Professional ratings
Review scores
| Source | Rating |
| AllMusic | Star |

==Content==
It features the following artists: Wisin & Yandel, Gadiel, Franco "El Gorila", Yomille Omar "El Tio", Tony Dize with guest appearances by Don Omar, Gallego and Héctor el Father. This album is the "baby" of Wisin & Yandel's recently emerged WY Records, for being the first production by the record label. Besides participating in the vocals, Herson Cifuentes was as well active in the production and development of Los Vaqueros. The Puerto Rican duo, as founders of WY Records, introduced Franco "El Gorilla", Gadiel, and El Tío to the genre for the first time with a more broad promotion by featuring them in several songs on this album.
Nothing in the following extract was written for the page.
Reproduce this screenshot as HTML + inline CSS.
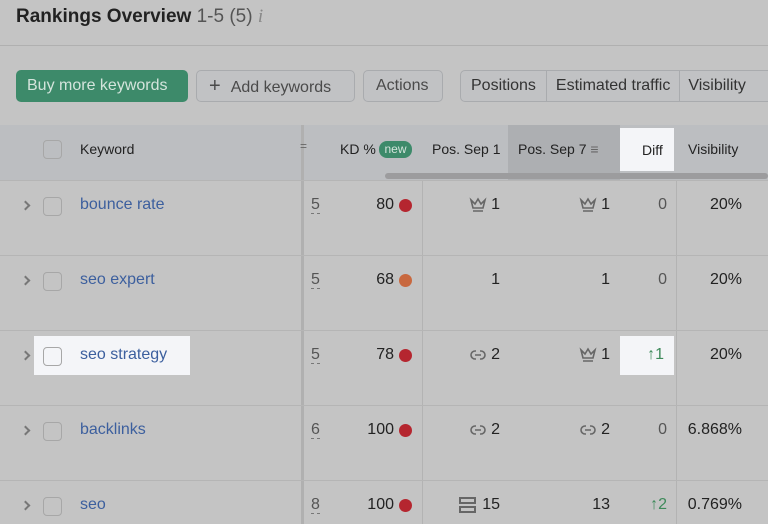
<html><head><style>
*{margin:0;padding:0;box-sizing:border-box}
body{width:768px;height:524px;overflow:hidden;background:#c4c4c4;font-family:"Liberation Sans",sans-serif;position:relative;color:#222}
.a{position:absolute}
.t{font-size:15px;white-space:nowrap}
.btn{position:absolute;top:70px;height:32px;border:1px solid #a9abae;border-radius:5px;font-size:16px;line-height:30px;color:#4a4a4a;padding:0 12px;background:#c1c2c4;white-space:nowrap}
.cb{position:absolute;width:19px;height:19px;border:1.5px solid #a7a7a7;border-radius:4px}
.chev{position:absolute;left:22px;width:7px;height:7px;border-right:2px solid #777;border-top:2px solid #777;transform:rotate(45deg)}
.kw{position:absolute;left:80px;font-size:16px;color:#3c5f9e}
.r{position:absolute;text-align:right;font-size:16px;white-space:nowrap;display:flex;align-items:center;gap:4px}
.hl{position:absolute;background:#f4f5f8}
.dot{position:absolute;width:13px;height:13px;border-radius:50%}
.vl{position:absolute;top:125px;bottom:0;width:1px;background:#b3b3b3}
.hr{position:absolute;left:0;right:0;height:1px;background:#b5b5b5}
.pn{position:absolute;left:311px;font-size:16px;color:#555;border-bottom:1px dashed #777;line-height:16px}
svg{fill:none;stroke:#666;stroke-width:1.6}
</style></head><body>
<div class="a" style="left:16px;top:6px;font-size:19px;font-weight:bold;color:#222">Rankings Overview <span style="font-weight:normal;color:#555">1-5 (5)</span> <span style="font-weight:normal;font-style:italic;color:#888;font-family:'Liberation Serif'">i</span></div>
<div class="hr" style="top:45px;background:#b0b0b0"></div>
<div class="btn" style="left:16px;width:172px;background:#3d8a6a;border-color:#3d8a6a;color:#d4e4dc;padding:0 10px">Buy more keywords</div>
<div class="btn" style="left:196px;width:159px"><span style="font-size:20px;margin-right:10px">+</span>Add keywords</div>
<div class="btn" style="left:363px;width:80px">Actions</div>
<div class="btn" style="left:460px;width:330px;padding:0;color:#333;display:flex">
<span style="padding:0 10px;border-right:1px solid #a9abae">Positions</span><span style="padding:0 9px;border-right:1px solid #a9abae">Estimated traffic</span><span style="padding:0 8px">Visibility</span></div>
<div class="a" style="left:0;top:125px;width:768px;height:55px;background:#bcbec1"></div>
<div class="a" style="left:508px;top:125px;width:112px;height:55px;background:#adafb2"></div>
<div class="hl" style="left:620px;top:128px;width:54px;height:43px"></div>
<div class="a" style="left:385px;top:173px;width:383px;height:6px;border-radius:3px;background:#9c9c9e"></div>
<div class="a" style="left:301px;top:125px;width:3px;bottom:0;background:#b0b0b0"></div>
<div class="vl" style="left:422px;top:180px"></div>
<div class="vl" style="left:676px;top:180px"></div>
<div class="cb" style="left:43px;top:140px"></div>
<div class="a t" style="left:80px;top:141px;font-size:14px">Keyword</div>
<div class="a t" style="left:300px;top:139px;font-size:12px;color:#666">=</div>
<div class="a t" style="left:340px;top:141px;font-size:14px">KD %</div>
<div class="a" style="left:379px;top:141px;width:33px;height:17px;border-radius:8px;background:#3d8a6a;color:#d4e4dc;font-size:12px;text-align:center;line-height:16px">new</div>
<div class="a t" style="left:432px;top:141px;font-size:14px">Pos. Sep 1</div>
<div class="a t" style="left:518px;top:141px;font-size:14px">Pos. Sep 7 <span style="color:#666">&#8801;</span></div>
<div class="a t" style="left:642px;top:142px;font-size:14px">Diff</div>
<div class="a t" style="left:688px;top:141px;font-size:14px">Visibility</div>
<div class="hr" style="top:180px"></div>
<div class="hr" style="top:255px"></div>
<div class="hr" style="top:330px"></div>
<div class="hr" style="top:405px"></div>
<div class="hr" style="top:480px"></div>
<div class="hl" style="left:34px;top:336px;width:156px;height:39px"></div>
<div class="hl" style="left:620px;top:336px;width:54px;height:39px"></div>

<div class="chev" style="top:202px"></div><div class="cb" style="left:43px;top:197px"></div><div class="kw" style="top:196px">bounce rate</div>
<div class="pn" style="top:197px">5</div><div class="r" style="right:374px;top:196px">80</div><div class="dot" style="left:399px;top:199px;background:#b5262f"></div>
<div class="r" style="right:268px;top:196px"><svg width="18" height="16" viewBox="0 0 18 16"><path d="M2 3l4 4 3-5 3 5 4-4-2 8H4z M4 14h10"/></svg>1</div><div class="r" style="right:158px;top:196px"><svg width="18" height="16" viewBox="0 0 18 16"><path d="M2 3l4 4 3-5 3 5 4-4-2 8H4z M4 14h10"/></svg>1</div>
<div class="r" style="right:101px;top:196px;color:#555">0</div><div class="r" style="right:26px;top:196px">20%</div>

<div class="chev" style="top:277px"></div><div class="cb" style="left:43px;top:272px"></div><div class="kw" style="top:271px">seo expert</div>
<div class="pn" style="top:272px">5</div><div class="r" style="right:374px;top:271px">68</div><div class="dot" style="left:399px;top:274px;background:#c8683f"></div>
<div class="r" style="right:268px;top:271px">1</div><div class="r" style="right:158px;top:271px">1</div>
<div class="r" style="right:101px;top:271px;color:#555">0</div><div class="r" style="right:26px;top:271px">20%</div>

<div class="chev" style="top:352px"></div><div class="cb" style="left:43px;top:347px"></div><div class="kw" style="top:346px">seo strategy</div>
<div class="pn" style="top:347px">5</div><div class="r" style="right:374px;top:346px">78</div><div class="dot" style="left:399px;top:349px;background:#b5262f"></div>
<div class="r" style="right:268px;top:346px"><svg width="18" height="16" viewBox="0 0 18 16"><path d="M7 4H6a4 4 0 0 0 0 8h1 M11 4h1a4 4 0 0 1 0 8h-1 M6 8h6"/></svg>2</div><div class="r" style="right:158px;top:346px"><svg width="18" height="16" viewBox="0 0 18 16"><path d="M2 3l4 4 3-5 3 5 4-4-2 8H4z M4 14h10"/></svg>1</div>
<div class="r" style="right:104px;top:346px;color:#3d8a5a">&#8593;1</div><div class="r" style="right:26px;top:346px">20%</div>

<div class="chev" style="top:427px"></div><div class="cb" style="left:43px;top:422px"></div><div class="kw" style="top:421px">backlinks</div>
<div class="pn" style="top:422px">6</div><div class="r" style="right:374px;top:421px">100</div><div class="dot" style="left:399px;top:424px;background:#b5262f"></div>
<div class="r" style="right:268px;top:421px"><svg width="18" height="16" viewBox="0 0 18 16"><path d="M7 4H6a4 4 0 0 0 0 8h1 M11 4h1a4 4 0 0 1 0 8h-1 M6 8h6"/></svg>2</div><div class="r" style="right:158px;top:421px"><svg width="18" height="16" viewBox="0 0 18 16"><path d="M7 4H6a4 4 0 0 0 0 8h1 M11 4h1a4 4 0 0 1 0 8h-1 M6 8h6"/></svg>2</div>
<div class="r" style="right:101px;top:421px;color:#555">0</div><div class="r" style="right:26px;top:421px">6.868%</div>

<div class="chev" style="top:502px"></div><div class="cb" style="left:43px;top:497px"></div><div class="kw" style="top:496px">seo</div>
<div class="pn" style="top:497px">8</div><div class="r" style="right:374px;top:496px">100</div><div class="dot" style="left:399px;top:499px;background:#b5262f"></div>
<div class="r" style="right:268px;top:496px"><svg width="20" height="18" viewBox="0 0 20 18"><path d="M2 2h15v5H2z M2 11h15v5H2z" style="stroke-width:2"/></svg>15</div><div class="r" style="right:158px;top:496px">13</div>
<div class="r" style="right:101px;top:496px;color:#3d8a5a">&#8593;2</div><div class="r" style="right:26px;top:496px">0.769%</div>
</body></html>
Not too long after the release of Los Vaqueros, a Collector's Edition was released by the company, which included the original CD but with four extra songs plus an extra DVD with two music video clips, an interview, and a photo shot session video.

==Track listing==

Standard Edition
| No. | Title | Producer(s) | Length |
|---|---|---|---|
| 1. | "Intro" (Wisin) | Victor & Nesty | 0:43 |
| 2. | "Pegao" (Wisin & Yandel) | Victor & Nesty | 3:52 |
| 3. | "Envuélvete" (Tony Dize) | Victor & Nesty | 3:14 |
| 4. | "Eléctrica" (Wisin & Yandel featuring Gadiel) | Monserrate & DJ Urba | 3:28 |
| 5. | "Dame Un Kiss" (Franco "El Gorila") | Victor & Nesty | 3:05 |
| 6. | "Nadie Como Tú" (Wisin & Yandel featuring Don Omar) | Victor & Nesty | 3:42 |
| 7. | "Mujerón" (El Tío) | Monserrate & DJ Urba | 2:44 |
| 8. | "Quizás" (Tony Dize) |  | 3:06 |
| 9. | "Soy De La Calle" (Wisin & Yandel, Franco "El Gorila", & Gallego) | Victor & Nesty | 4:24 |
| 10. | "La Noche Está Pa' Jangueo" (Tony Dize & Franco "El Gorila") | Victor & Nesty | 3:07 |
| 11. | "Yo Te Quiero" (Wisin & Yandel) | Victor & Nesty | 3:27 |
| 12. | "Chu Chin" (El Tío featuring Yandel) | Monserrate & DJ Urba | 3:35 |
| 13. | "Dale Más" (Tony Dize) | Victor & Nesty | 2:59 |
| 14. | "Un Viaje" (Gadiel & Yandel) | Monserrate & DJ Urba | 2:49 |
| 15. | "Tiembla" (Franco "El Gorila") | Victor & Nesty | 3:00 |
| 16. | "Fue W." (Wisin) | Victor & Nesty | 3:27 |
| 17. | "Round 3" (Franco "El Gorila) | Monserrate & DJ Urba | 4:36 |
| Total length: |  |  | 55:10 |

Bonus Track
| No. | Title | Producer(s) | Length |
|---|---|---|---|
| 18. | "El Teléfono" (Héctor el Father featuring Wisin & Yandel) | Tainy | 3:57 |
| Total length: |  |  | 59:25 |

Special / Collector's Edition - CD
| No. | Title | Producer(s) | Length |
|---|---|---|---|
| 18. | "Quiero Hacerte El Amor" (Wisin & Yandel featuring El Tío & Franco "El Gorila") | Monserrate & DJ Urba | 4:07 |
| 19. | "Calienta & Pega" (El Tío) | Monserrate & DJ Urba | 2:41 |
| 20. | "Échale Leña Al Fuego" (Tony Dize & Yandel) |  | 2:55 |
| 21. | "Sal Del Callejón" (Franco "El Gorila") | Monserrate & DJ Urba | 4:11 |
| 22. | "El Teléfono" (Héctor el Father featuring Wisin & Yandel) | Tainy | 3:57 |
| Total length: |  |  | 1:13:19 |

Collector's Edition - DVD
| No. | Title | Length |
|---|---|---|
| 1. | "Pegao" (Music Video) | 3:48 |
| 2. | "El Teléfono" (Music Video) | 3:57 |
| 3. | "Making Of Photo Shoot "Los Vaqueros"" |  |
| 4. | "Interviews" |  |
| 5. | "Wallpapers" |  |

===Wild Wild Mixes===

Los Vaqueros: Wild Wild Mixes is a remix album of Los Vaqueros released on July 24, 2007.

==Charts==

| Chart (2006) | Peak position |
|---|---|
| U.S. Billboard 200 | 44 |
| U.S. Billboard Top Latin Albums | 2 |
| U.S. Billboard Latin Rhythm Albums | 1 |

==Certifications==

| Region | Certification | Certified units/sales |
| United States (RIAA) | 2× Platinum (Latin) | 200,000^{^} |
^{^} Shipments figures based on certification alone.